It was obvious 20+ years ago that MX processing was broken
as there was no way to say "I don't want email".
First, it may have been obvious to you, but it wasn't obvious to
many of us. In the general case, it still isn't. But you
stated the situation exactly correctly. "MX 0 ." means "I
don't want email". "SRV 0 0 ." doesn't really indicate "no
service", it indicates "please do look for that service here".
Looking
a the MX record, "MX 0 ." was the obvious solution. The
only reason I can see that it never went ahead was FUD.

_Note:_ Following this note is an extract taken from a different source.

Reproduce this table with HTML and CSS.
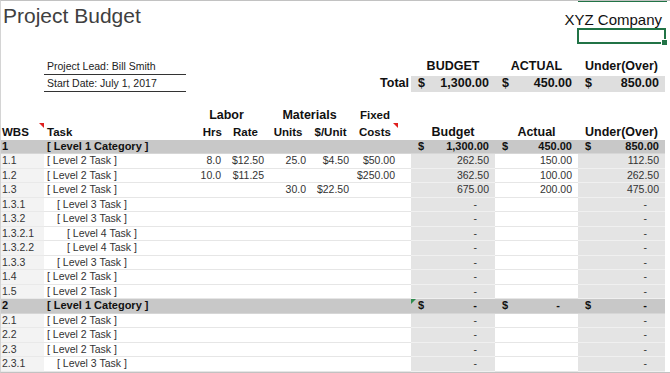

While it is better than interpreting the lack of a bit in a WKS
record as "no service", it is still nothing more than an attempt
to use the DNS to say "please don't try a mail connection to
this domain". I think that is probably ok and would be happy to
see a proposal carefully considered to see if consensus could be
reached (as Frank points out, there was such a proposal but it
quietly disappeared, no FUD campaign needed). But I note that
"please don't do X" is a solution to a different set of problems
than a solution that would prevent someone who is predisposed to
antisocial behavior from trying something. Since bad guys can
deduce addresses by scanning --and will certainly do so if we
make it sufficiently hard for them to use the DNS-- this type of
DNS change, it seems to me, would have little effect on the
antisocial. And, again, that isn't a statement about email
because it applies with equal force to any other application
service we have.
It's so obvious that some MTA's already implement it. Exim
is the example I've been told about.
The existing MX processing rules assume that *every* host
wants to receive email. The assumption has not been correct
for 20+ years.
The existing A processing rules assume that *every* host wants
to, or is at least able to, receive web connections, file
transfer connections, SIP connections, telnet connections,
Jabber connections, and, by the way, DNS connections. Changing
the MX rules won't change the assumption that every host
supports email. And most, it will make a statement of
preference that mail connections won't be accepted more clear.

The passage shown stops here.